Regional dynamics play a decisive role in shaping supply chain architectures, regulatory compliance strategies, and innovation priorities across the polymer foam sector. In the Americas, demand is strongly influenced by automotive lightweighting initiatives, evolving building codes focused on energy efficiency, and a mature packaging market that emphasizes protective performance and cold-chain insulation. These drivers interact with a robust manufacturing ecosystem and proximity to major OEMs, which together foster near-market formulation development and rapid prototyping capabilities.

Across Europe, the Middle East & Africa, regulatory stringency and sustainability commitments are particularly influential. Tighter fire safety standards, chemical restrictions, and aggressive recycling targets are prompting material substitutions and investment in closed-loop collection systems. Additionally, innovation clusters in parts of Europe have accelerated work on bio-based polymers and advanced recycling technologies, which are gradually informing commercial adoption curves. In contrast, markets within the Middle East and Africa often prioritize cost efficiency and climatic durability, which shapes demand for foams engineered for thermal performance in extreme environments.

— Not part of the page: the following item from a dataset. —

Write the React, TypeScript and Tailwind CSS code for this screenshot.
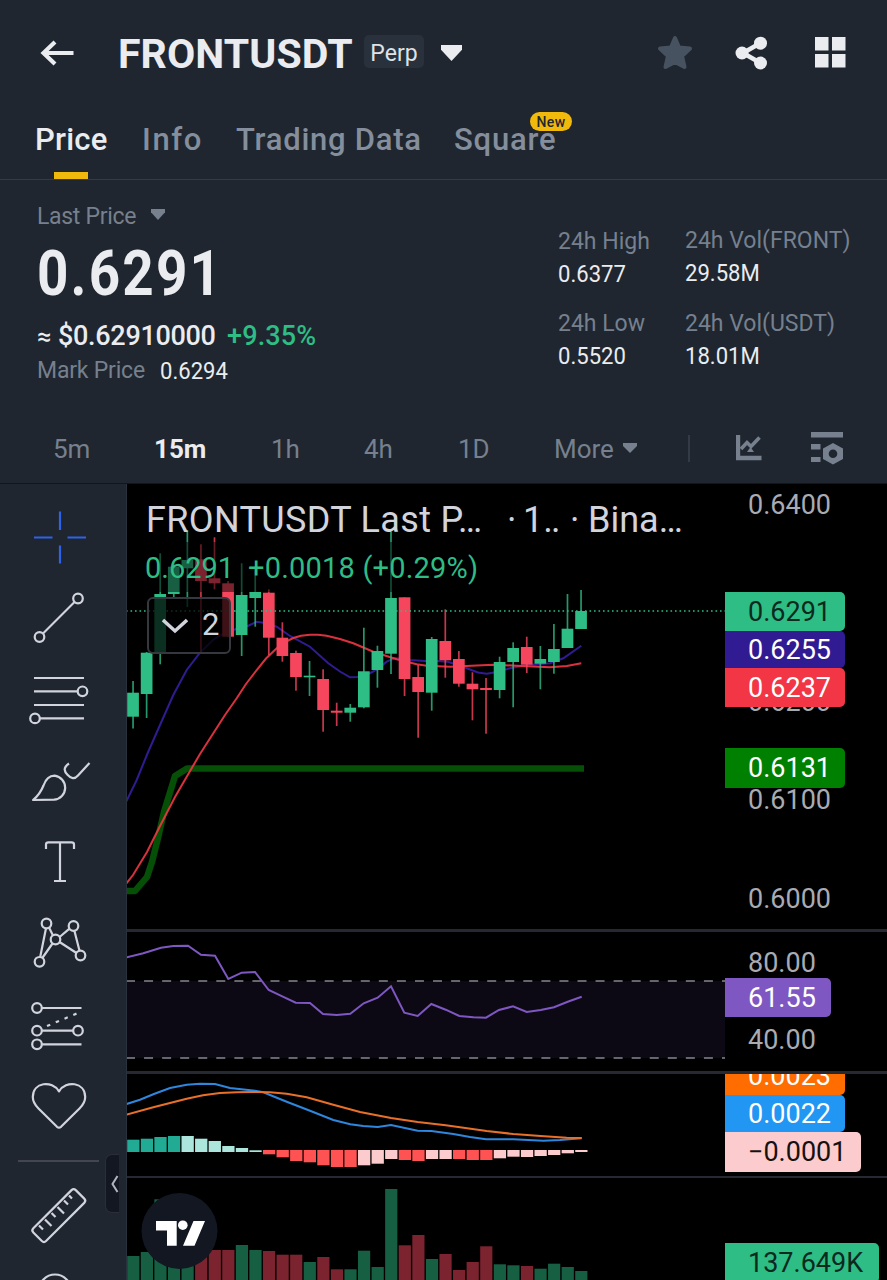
import type { ReactNode } from 'react';

const GREEN = '#2ebd85';
const RED = '#f6465d';

const BAR_PITCH = 13.576;
const barX = (i: number) => 127.2 + i * BAR_PITCH;

// [high, body top, body bottom, low, direction]
type Candle = [number, number, number, number, 'up' | 'down'];

const candles: Candle[] = [
  [681, 692.7, 716.7, 728.5, 'up'],
  [652, 652.7, 694, 718, 'up'],
  [553.3, 594, 652, 664.3, 'up'],
  [562, 566.7, 594, 597, 'up'],
  [530, 560, 568.3, 607, 'up'],
  [544.3, 559.3, 581, 652, 'down'],
  [537.3, 578.3, 583.3, 589.3, 'down'],
  [581, 583.3, 636.7, 637, 'down'],
  [563.3, 595, 635, 656, 'up'],
  [566.7, 592, 598, 626.7, 'up'],
  [589.3, 592.7, 637.7, 655, 'down'],
  [622.3, 637.7, 656, 661.7, 'down'],
  [650.7, 653, 677, 690.7, 'down'],
  [661, 675.7, 677.3, 696, 'up'],
  [669.3, 679, 710, 731.7, 'down'],
  [702.7, 710.7, 712.7, 726, 'down'],
  [704, 707.7, 712.7, 721.7, 'up'],
  [627.7, 671.3, 707.3, 708.3, 'up'],
  [645.7, 651, 670, 687.7, 'up'],
  [531.7, 598, 653.7, 674, 'up'],
  [597.3, 597.3, 679, 696, 'down'],
  [665, 677, 692, 737.7, 'down'],
  [637, 639, 692.7, 710.7, 'up'],
  [609.3, 641, 660.3, 677.7, 'down'],
  [651, 659, 683.7, 686.7, 'down'],
  [672.3, 683.7, 689.3, 720.3, 'down'],
  [678, 688, 690, 733.7, 'down'],
  [656.7, 662, 690, 698.3, 'up'],
  [642.3, 648, 662, 707.3, 'up'],
  [636.7, 647, 664.7, 673, 'down'],
  [646, 659, 663.7, 689.3, 'up'],
  [624, 649, 662, 673.7, 'up'],
  [594, 628.7, 648, 648, 'up'],
  [590, 611, 629, 629, 'up'],
];

const volumeTops = [
  1256, 1252, 1199.3, 1262, 1262, 1252, 1250, 1250, 1245, 1250, 1251, 1254.7, 1254.7, 1262, 1257, 1269.3, 1269.3,
  1250.7, 1267, 1189, 1245.3, 1235, 1259, 1254, 1270, 1262, 1246.3, 1264.3, 1265.3, 1266, 1268.7, 1263.7, 1267, 1271,
];

// [top, bottom, fill]
const histogram: [number, number, string][] = [
  [1139.7, 1152, '#22ab94'],
  [1138.7, 1152, '#22ab94'],
  [1137, 1152, '#22ab94'],
  [1136, 1152, '#22ab94'],
  [1136, 1152, '#ace5dc'],
  [1138.7, 1152, '#ace5dc'],
  [1141, 1152, '#ace5dc'],
  [1146, 1152, '#ace5dc'],
  [1148, 1152, '#ace5dc'],
  [1150.3, 1152, '#ace5dc'],
  [1150, 1154.3, '#ff5252'],
  [1150, 1157.3, '#ff5252'],
  [1150, 1161, '#ff5252'],
  [1150, 1162.3, '#ff5252'],
  [1150, 1165.3, '#ff5252'],
  [1150, 1167, '#ff5252'],
  [1150, 1167, '#ff5252'],
  [1150, 1165.3, '#fccbcd'],
  [1150, 1163.7, '#fccbcd'],
  [1150, 1159, '#fccbcd'],
  [1150, 1160, '#ff5252'],
  [1150, 1161, '#ff5252'],
  [1150, 1159, '#fccbcd'],
  [1150, 1159, '#fccbcd'],
  [1150, 1159, '#ff5252'],
  [1150, 1160, '#ff5252'],
  [1150, 1160, '#ff5252'],
  [1150, 1158.3, '#fccbcd'],
  [1150, 1156.7, '#fccbcd'],
  [1150, 1157, '#fccbcd'],
  [1150, 1156, '#fccbcd'],
  [1150, 1155, '#fccbcd'],
  [1150, 1153.3, '#fccbcd'],
  [1150, 1152, '#fccbcd'],
];

const MA_FAST =
  '126,802 136.7,780 147.7,753 160,725 173.3,695 186.7,670 200,652.7 213,640 226,632 240,628 248.3,625.7 256.7,621.7 266.7,623.3 276.7,626.7 290,636 310,646.7 328.3,663.3 340,671.5 350,677.3 357,677 366.7,675 378,669 386.7,661.7 395,658 410,660 425,661 436.7,661 448,661.7 466.7,668.3 478,672.5 486.7,673.7 497,672 510,668.3 526.7,665 550,663.3 563.3,658.3 581.3,645.7';
const MA_SLOW =
  '126,884 133,875 147,852 160,826 175,797 188.3,774 200,754 213.3,733.3 225,715 236.7,698.3 246,684 256.7,670 266,658.5 276.7,648.3 284,642.5 293.3,638 301,635.7 310,634.7 318,634.8 326.7,635.7 340,639 353.3,643.3 373.3,651.7 396.7,659.3 416.7,664.3 426.7,665.7 450,666.7 493,664.7 516.7,665.7 550,667.3 566.7,666 581.3,663.3';
const RSI =
  '126.5,957.3 143.3,953.3 161,947.7 173.3,946 188,945.7 201,954.7 215,955.7 228.3,979 241.7,972.7 255,972 268.7,990 282.3,996.3 295.7,1002.7 310,1003 323,1014 336.7,1015 350.3,1013.7 363.7,1003.3 377.7,997.7 391,986.3 404.3,1012.7 417.7,1016 431.3,1004 445.7,1009.7 459.3,1016 473.3,1017.3 486,1017.7 499,1010 513,1006.3 526.7,1012 540.7,1010 554,1007.3 567.7,1001.7 581.7,996.7';
const MACD_LINE =
  '126.5,1104 140,1099.7 153.3,1094.3 170,1088 186.7,1084.7 200,1083.7 215,1084 230,1088 255,1090.7 263.3,1092.3 286.7,1101.7 310,1110.7 333.3,1120 350.3,1124.3 363.3,1126 377.7,1127 391,1125 417.7,1130.7 431.3,1131 453.3,1134 470,1137 486,1139.3 513.3,1139.3 543.3,1140.7 560,1140 581.7,1138.3';
const SIGNAL_LINE =
  '126.5,1114.7 153.3,1107.3 170,1103 186.7,1098.7 203,1095.3 220,1093 237,1092.2 255,1092 270,1092.3 286.7,1093.7 306.7,1097.3 333.3,1104.7 360,1112 391,1118 417.7,1122 445.7,1125.3 486.7,1131 513.3,1134 540.7,1136 566.7,1137.7 581.7,1138';

function Caret({ className, width, height }: { className: string; width: number; height: number }) {
  return (
    <svg className={className} width={width} height={height} viewBox="0 0 14 10" preserveAspectRatio="none" fill="currentColor" aria-hidden>
      <path d="M0 0H14V3L7 10L0 3Z" />
    </svg>
  );
}

function Header() {
  return (
    <header className="flex h-[106px] items-center pl-10">
      <svg className="w-[78px] shrink-0" height="30" viewBox="0 0 78 30" fill="none" stroke="#eaecef" strokeWidth="4.2" aria-hidden>
        <path d="M3.500 15H33.500M15 4L3.500 15L15 26" />
      </svg>
      <h1 className="w-[246px] shrink-0 pt-[2px] text-[41px] leading-none font-bold tracking-[0.1px] whitespace-nowrap text-[#eaecef]">FRONTUSDT</h1>
      <span className="mb-1 flex h-[33px] w-[60px] items-center justify-center rounded-[5px] bg-[#29313d] pt-[5px] text-[23px] leading-none text-[#dfe1e5]">Perp</span>
      <Caret className="ml-[17px] text-[#eaecef]" width={21} height={16} />
      <div className="ml-auto flex items-center pr-[41px]">
        <svg width="36" height="36" viewBox="0 0 36 36" fill="#475261" stroke="#475261" strokeWidth="4" strokeLinejoin="round" aria-hidden>
          <path d="M18 3L22 12.500L33 13.500L25 21L27.500 32L18 27L8.500 32L11 21L3 13.500L14 12.500Z" />
        </svg>
        <svg className="ml-[42px]" width="34" height="34" viewBox="0 0 34 34" fill="#eaecef" aria-hidden>
          <path d="M25.500 7L8 17L25.500 27" fill="none" stroke="#eaecef" strokeWidth="4.500" />
          <circle cx="7" cy="17" r="6.500" />
          <circle cx="25.500" cy="7.200" r="6.500" />
          <circle cx="25.500" cy="27" r="6.500" />
        </svg>
        <svg className="ml-[46px]" width="31" height="32" viewBox="0 0 31 32" fill="#eaecef" aria-hidden>
          <path d="M0 0H13.500V13.500H0ZM17 0H30.500V13.500H17ZM0 17H13.500V30.500H0ZM17 17H30.500V30.500H17Z" />
        </svg>
      </div>
    </header>
  );
}

function Tabs() {
  return (
    <nav className="flex h-[74px] border-b border-[#333b47] pt-[14px] pl-[35px] text-[31px] leading-[40px] font-medium whitespace-nowrap text-[#848e9c]">
      <div className="flex w-[107px] flex-col">
        <span className="tracking-[0.200px] text-[#eaecef]">Price</span>
        <span className="mt-[12px] ml-[19px] h-[7px] w-[34px] bg-[#f0b90b]" />
      </div>
      <span className="w-[94px] tracking-[1.6px]">Info</span>
      <span className="w-[218px] tracking-[0.750px]">Trading Data</span>
      <span className="relative tracking-[0.8px]">
        Square
        <span className="absolute -top-[8px] left-[76px] flex h-[19px] w-[42px] items-center justify-center rounded-full bg-[#f0b90b] text-[14px] leading-none tracking-[0.4px] text-[#202630]">New</span>
      </span>
    </nav>
  );
}

function Stat({ label, value }: { label: string; value: string }) {
  return (
    <div>
      <div className="text-[23px] leading-[30px] text-[#76808e]">{label}</div>
      <div className="mt-[2px] origin-left scale-x-[0.92] text-[24px] leading-[30px] text-[#eaecef]">{value}</div>
    </div>
  );
}

function PriceSummary() {
  return (
    <section className="flex h-[236px] pl-[37px] whitespace-nowrap">
      <div className="w-[521px]">
        <div className="mt-[23px] flex items-center text-[23px] leading-[28px] tracking-[-0.3px] text-[#76808e]">
          <span className="w-[114px]">Last Price</span>
          <Caret className="-mt-[6px] text-[#76808e]" width={14} height={11} />
        </div>
        <div className="mt-[12px] origin-left scale-x-[0.87] text-[63px] leading-[62px] font-bold tracking-[2.5px] text-[#eaecef]">0.6291</div>
        <div className="mt-[13px] flex text-[27px] leading-[36px] font-medium">
          <span className="w-[190px] tracking-[-0.3px] text-[#eaecef]">
            <span className="mr-[6px] inline-block w-[15px] text-[25px]">≈</span>$0.62910000
          </span>
          <span className="tracking-[0.150px] text-[#2ebd85]">+9.35%</span>
        </div>
        <div className="mt-[1px] flex leading-[30px]">
          <span className="w-[123px] text-[23px] tracking-[-0.2px] text-[#76808e]">Mark Price</span>
          <span className="origin-left scale-x-[0.92] text-[24px] text-[#eaecef]">0.6294</span>
        </div>
      </div>
      <div className="mt-[47px] flex w-[127px] flex-col gap-[20px]">
        <Stat label="24h High" value="0.6377" />
        <Stat label="24h Low" value="0.5520" />
      </div>
      <div className="mt-[46px] flex flex-col gap-[21px]">
        <Stat label="24h Vol(FRONT)" value="29.58M" />
        <Stat label="24h Vol(USDT)" value="18.01M" />
      </div>
    </section>
  );
}

function IntervalBar() {
  return (
    <div className="flex h-[67px] items-center pb-[2px] pl-[53px] text-[26px] leading-none whitespace-nowrap text-[#76808e]">
      <span className="w-[101px]">5m</span>
      <span className="w-[117px] font-bold text-[#eaecef]">15m</span>
      <span className="w-[93px]">1h</span>
      <span className="w-[94px]">4h</span>
      <span className="w-[96px]">1D</span>
      <span className="w-[69px]">More</span>
      <Caret className="-mt-[2px]" width={14} height={10} />
      <span className="ml-[51px] h-[27px] w-[2px] bg-[#333b47]" />
      <svg className="-mt-[2px] ml-[46px]" width="26" height="26" viewBox="0 0 26 26" fill="none" stroke="currentColor" aria-hidden>
        <path d="M2 0V23H25.500" strokeWidth="4.400" />
        <path d="M5 14L11 7.500L15 11.500L23.500 2.500" strokeWidth="3.600" />
        <path d="M14.500 12L18 17H11Z" fill="currentColor" stroke="none" />
      </svg>
      <svg className="ml-[49px]" width="33" height="33" viewBox="0 0 33 33" fill="currentColor" aria-hidden>
        <path d="M0 0H32V5.500H0ZM0 12H9.500V17.500H0ZM0 25H9.500V30H0Z" />
        <path fillRule="evenodd" d="M22 11L32 16.500V27L22 32.500L12 27V16.500ZM22 17.500A4.300 4.300 0 1 0 22 26.100A4.300 4.300 0 1 0 22 17.500Z" />
      </svg>
    </div>
  );
}

function Tool({ children, color = '#d1d4dc' }: { children: ReactNode; color?: string }) {
  return (
    <svg className="block shrink-0" width="62" height="81.100" viewBox="29 0 62 81.100" fill="none" stroke={color} strokeWidth="2.200" strokeLinejoin="round" aria-hidden>
      {children}
    </svg>
  );
}

function DrawingToolbar() {
  return (
    <aside className="relative w-[127px] shrink-0 border-r border-[#2a323d] bg-[#1f262f]">
      <div className="flex flex-col pt-[13px] pl-[29px]">
        <Tool color="#2f62e8">
          <path d="M34 40.500H52.500M67.500 40.500H86M60 14.500V33M60 48.500V66.500" />
        </Tool>
        <Tool>
          <circle cx="78" cy="20.500" r="4.800" />
          <circle cx="39.500" cy="59" r="4.800" />
          <path d="M43 55.500L74.500 24" />
        </Tool>
        <Tool>
          <path d="M34 19H84M34 32.300H77M34 46H84M40 59.400H84" />
          <circle cx="82.500" cy="32.300" r="4.800" />
          <circle cx="35" cy="59.400" r="4.800" />
        </Tool>
        <Tool>
          <path d="M33 60C37.500 56.500 41.500 50.500 43.500 45.500C46 38.500 50 35.700 54.500 35.700A12 12 0 0 1 54 59.600Z" />
          <path d="M69 23.500C62.500 28 64.500 31.500 67.500 34.800C71 38.800 74.500 39.500 78 35.500L89.500 23" />
        </Tool>
        <Tool>
          <path d="M46 28V23.500Q46 21.300 48.500 21.300H71.500Q74 21.300 74 23.500V28M60 21.300V60M54 60H66" />
        </Tool>
        <Tool>
          <circle cx="46.500" cy="21.500" r="4.800" />
          <circle cx="73.500" cy="24" r="4.800" />
          <circle cx="55.500" cy="37.500" r="4.800" />
          <circle cx="39.500" cy="59.800" r="4.800" />
          <circle cx="80.500" cy="53.500" r="4.800" />
          <path d="M46 26.300L40.200 55M49 25.500L53 33.500M52.500 41.500L42.300 56M59.600 35L69.500 26.700M59.500 40L76.500 51M74.400 28.800L79.500 48.700" />
        </Tool>
        <Tool>
          <circle cx="37" cy="24" r="4.800" />
          <circle cx="37" cy="46.700" r="4.800" />
          <circle cx="37" cy="60.300" r="4.800" />
          <circle cx="78" cy="46.700" r="4.800" />
          <path d="M42 24H81.500M42 46.700H73M42 60.300H81.500" />
          <path d="M47 42L78 29" strokeDasharray="3.500 6" />
        </Tool>
        <Tool>
          <path d="M59 26.300C52 15 33 17 32.800 32C32.800 37.500 35.500 40.500 38.500 43.500L57 61.800Q59 63.500 61 61.800L79.500 43.500C82.500 40.500 85.200 37.500 85.200 32C85 17 66 15 59 26.300Z" />
        </Tool>
      </div>
      <div className="mt-[14px] ml-[18px] h-[2px] w-[81px] bg-[#434651]" />
      <div className="flex flex-col pt-[13px] pl-[29px]">
        <Tool>
          <rect x="-30" y="-10" width="60" height="18" rx="3" transform="translate(59.500 41.300) rotate(-45)" />
          <path d="M39 48.500L43 52.500M45 42.500L51.500 49M51.500 36L55.500 40M57.500 30L64 36.500M64 23.500L68 27.500M69 18.500L72 21.500" transform="translate(0 2)" />
        </Tool>
        <Tool>
          <circle cx="55" cy="34.500" r="16" />
        </Tool>
      </div>
      <div className="absolute top-[670px] left-[105px] flex h-[59px] w-[14px] items-center justify-end rounded-l-[7px] border border-r-0 border-[#2a2e39] bg-[#131722]">
        <svg width="9" height="18" viewBox="0 0 9 18" fill="none" stroke="#b2b5be" strokeWidth="2" aria-hidden>
          <path d="M7.500 1L2.500 9L7.500 17" />
        </svg>
      </div>
    </aside>
  );
}

function Tag({ className, children }: { className: string; children: ReactNode }) {
  return <div className={`flex items-center rounded-r-[5px] pt-px pl-[23px] ${className}`}>{children}</div>;
}

function PricePane() {
  return (
    <div className="relative flex h-[445px] shrink-0 overflow-hidden">
      <svg className="block shrink-0" width="598" height="445" viewBox="127 484 598 445" fill="none" aria-hidden>
        <polyline points={MA_FAST} stroke="#311b92" strokeWidth="2" />
        <path d="M126 891H135L147 877L152 862L158 838L164 812L175 776L187 768.500H584" stroke="#064f06" strokeWidth="6.500" strokeLinejoin="round" />
        <polyline points={MA_SLOW} stroke="#f23645" strokeWidth="2" opacity="0.9" />
        {candles.map(([high, top, bottom, low, dir], i) => (
          <g key={i} fill={dir === 'up' ? GREEN : RED}>
            <rect x={barX(i) + 5} y={high} width="1.700" height={low - high} opacity="0.8" />
            <rect x={barX(i)} y={top} width="11.700" height={bottom - top} />
          </g>
        ))}
        <path d="M126 611H725" stroke={GREEN} strokeWidth="1.500" strokeDasharray="1.600 2.900" />
      </svg>

      <div className="absolute top-[12px] left-[14px] w-[600px] whitespace-nowrap">
        <div className="flex h-[46px] items-center pt-[2px] pl-[5px] text-[36px] leading-none text-[#d1d4dc]">
          <span className="w-[361px] tracking-[0.350px]">FRONTUSDT Last P…</span>
          <span className="w-[16px]">·</span>
          <span className="w-[47px]">1‥</span>
          <span className="w-[18px]">·</span>
          <span>Bina…</span>
        </div>
        <div className="flex h-[50px] w-[346px] items-center bg-black/50 pt-[3px] pl-[4px] text-[29px] leading-none text-[#2ebd85]">
          <span className="w-[103px]">0.6291</span>
          <span className="tracking-[0.2px]">+0.0018 (+0.29%)</span>
        </div>
        <div className="mt-[5px] ml-[6px] flex h-[57px] w-[84px] items-center rounded-[6px] border-2 border-[#36383f] bg-black/75 pb-[3px] pl-[13px] text-[31px] leading-none text-[#d1d4dc]">
          <svg className="mt-[3px] mr-[14px]" width="26" height="16" viewBox="0 0 26 16" fill="none" stroke="#d1d4dc" strokeWidth="3.500" aria-hidden>
            <path d="M1 2L13 13L25 2" />
          </svg>
          2
        </div>
      </div>

      <div className="relative grow text-[27px] leading-none">
        <div className="-mt-[28px] flex flex-col pl-[23px] text-[#a9abb3]">
          <span className="mb-[98.500px] flex h-[98.500px] items-center">0.6400</span>
          {['0.6200', '0.6100', '0.6000'].map((tick) => (
            <span key={tick} className="flex h-[98.500px] items-center">
              {tick}
            </span>
          ))}
        </div>
        <div className="absolute top-[108px] left-0 flex w-[120px] flex-col text-white">
          <Tag className="h-[39px] bg-[#2ebd85] text-[#0b2a1d]">0.6291</Tag>
          <Tag className="h-[37px] bg-[#311b92]">0.6255</Tag>
          <Tag className="h-[39px] bg-[#f23645]">0.6237</Tag>
          <Tag className="mt-[41px] h-[40px] bg-[#008000]">0.6131</Tag>
        </div>
      </div>
    </div>
  );
}

function RsiPane() {
  return (
    <div className="flex h-[142px] shrink-0 overflow-hidden border-t-[3px] border-[#262932]">
      <svg className="block shrink-0" width="598" height="139" viewBox="127 932 598 139" fill="none" aria-hidden>
        <rect x="126" y="981" width="599" height="77" fill="#7e57c2" fillOpacity="0.100" />
        <path d="M126 981H725M126 1058H725" stroke="#85878d" strokeWidth="1.500" strokeDasharray="9 9.060" />
        <polyline points={RSI} stroke="#7e57c2" strokeWidth="2" />
      </svg>
      <div className="flex grow flex-col items-start pt-[11px] text-[27px] leading-none text-[#a9abb3]">
        <span className="flex h-[35px] items-center pt-[5px] pl-[23px]">80.00</span>
        <Tag className="h-[39px] w-[106px] bg-[#7e57c2] text-white">61.55</Tag>
        <span className="flex h-[45px] items-center pt-px pl-[23px]">40.00</span>
      </div>
    </div>
  );
}

function MacdPane() {
  return (
    <div className="flex h-[105px] shrink-0 overflow-hidden border-t-[3px] border-[#262932]">
      <svg className="block shrink-0" width="598" height="102" viewBox="127 1074 598 102" fill="none" aria-hidden>
        {histogram.map(([top, bottom, fill], i) => (
          <rect key={i} x={barX(i)} y={top} width="12.300" height={bottom - top} fill={fill} />
        ))}
        <polyline points={MACD_LINE} stroke="#2f86dd" strokeWidth="2" />
        <polyline points={SIGNAL_LINE} stroke="#e8702a" strokeWidth="2" />
      </svg>
      <div className="-mt-[18px] flex grow flex-col text-[27px] leading-none text-white">
        <Tag className="h-[39px] w-[120px] shrink-0 bg-[#ff6d00]">0.0023</Tag>
        <Tag className="h-[37px] w-[120px] shrink-0 bg-[#2196f3]">0.0022</Tag>
        <Tag className="h-[40px] w-[136px] shrink-0 bg-[#fccbcd] text-[#16100f]">−0.0001</Tag>
      </div>
    </div>
  );
}

function VolumePane() {
  return (
    <div className="flex grow overflow-hidden border-t-2 border-[#262932]">
      <svg className="block shrink-0" width="598" height="102" viewBox="127 1178 598 102" aria-hidden>
        {volumeTops.map((top, i) => (
          <rect key={i} x={barX(i)} y={top} width="12.200" height={1280 - top} fill={candles[i][4] === 'up' ? '#175f43' : '#7b232f'} />
        ))}
        <circle cx="179.500" cy="1231" r="38" fill="#131722" />
        <path d="M156 1221H176.700V1245.700H167V1230.500H156ZM193.500 1221H205L194.500 1245.700H183Z" fill="#fff" />
        <circle cx="182.800" cy="1225.200" r="4.800" fill="#fff" />
      </svg>
      <div className="grow pt-[65px] text-[27px] leading-none text-[#0b2a1d]">
        <Tag className="h-[40px] w-[154px] bg-[#2ebd85]">137.649K</Tag>
      </div>
    </div>
  );
}

export default function App() {
  return (
    <div className="flex h-[1280px] w-[887px] flex-col overflow-hidden bg-[#1f262f] font-['Roboto','Noto_Sans',sans-serif]">
      <Header />
      <Tabs />
      <PriceSummary />
      <IntervalBar />
      <div className="flex h-[797px] shrink-0 border-t border-[#11161c]">
        <DrawingToolbar />
        <main className="flex grow flex-col bg-black">
          <PricePane />
          <RsiPane />
          <MacdPane />
          <VolumePane />
        </main>
      </div>
    </div>
  );
}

The Asia-Pacific region remains a nexus for both production scale and rapid demand growth, driven by large automotive and electronics manufacturing bases, expanding construction activity, and a dynamic consumer goods sector. This region is also a focal point for feedstock production and processing capacity, which influences global pricing dynamics and the feasibility of regional sourcing strategies. Collectively, geographic nuances in regulation, industrial concentration, and end-market momentum determine where suppliers choose to locate capacity, how they structure distribution networks, and which innovations receive early commercial validation.

Why a hybrid strategy of technical leadership, sustainability verification, and collaborative commercialization is becoming the defining competitive advantage in polymer foam supply chains

The competitive landscape is populated by established polymer producers, specialty formulators, and vertically integrated converters that together span raw-material production, compounding, and finished component manufacturing. Leading players are differentiating through a combination of sustained investment in R&D, strategic partnerships with OEMs, and extended service offerings such as design-for-manufacturing support and application testing. These capabilities enable faster qualification cycles and stronger alignment with customer performance specifications.

In addition to product innovation, companies are increasingly competing on sustainability credentials and supply chain transparency. Firms that can demonstrate verified recycled content, lower embodied carbon, and end-of-life recovery options gain preferential consideration from procurement teams that are under growing pressure to meet corporate sustainability targets. Operational excellence also remains a critical differentiator: investments in automation, digital process control, and advanced quality analytics reduce variability and enhance throughput, enabling suppliers to meet tighter tolerances demanded by high-performance applications.

Partnership models are evolving as well. Collaborative arrangements with resin producers, additive manufacturers, and testing laboratories accelerate material qualification and reduce time-to-market. Consequently, the most successful companies combine scale with nimble innovation capabilities, offering a portfolio of commercialized technologies while maintaining flexible pathways for co-development with customers. This blended model of scale, quality, and co-innovation creates durable competitive advantage in a sector where technical credibility and supply reliability are paramount.

Practical strategic moves for manufacturers to secure supply resilience, accelerate sustainable innovation, and shorten material qualification cycles for competitive advantage

Industry leaders should prioritize a set of actionable initiatives to capitalize on material advances while managing regulatory and supply chain risks. First, embed sustainability and circularity criteria into product development decision gates so that recycled content targets, recyclability, and life-cycle emissions are evaluated alongside traditional performance metrics. Early incorporation of these criteria reduces redesign cycles and accelerates market acceptance among customers seeking validated environmental improvements.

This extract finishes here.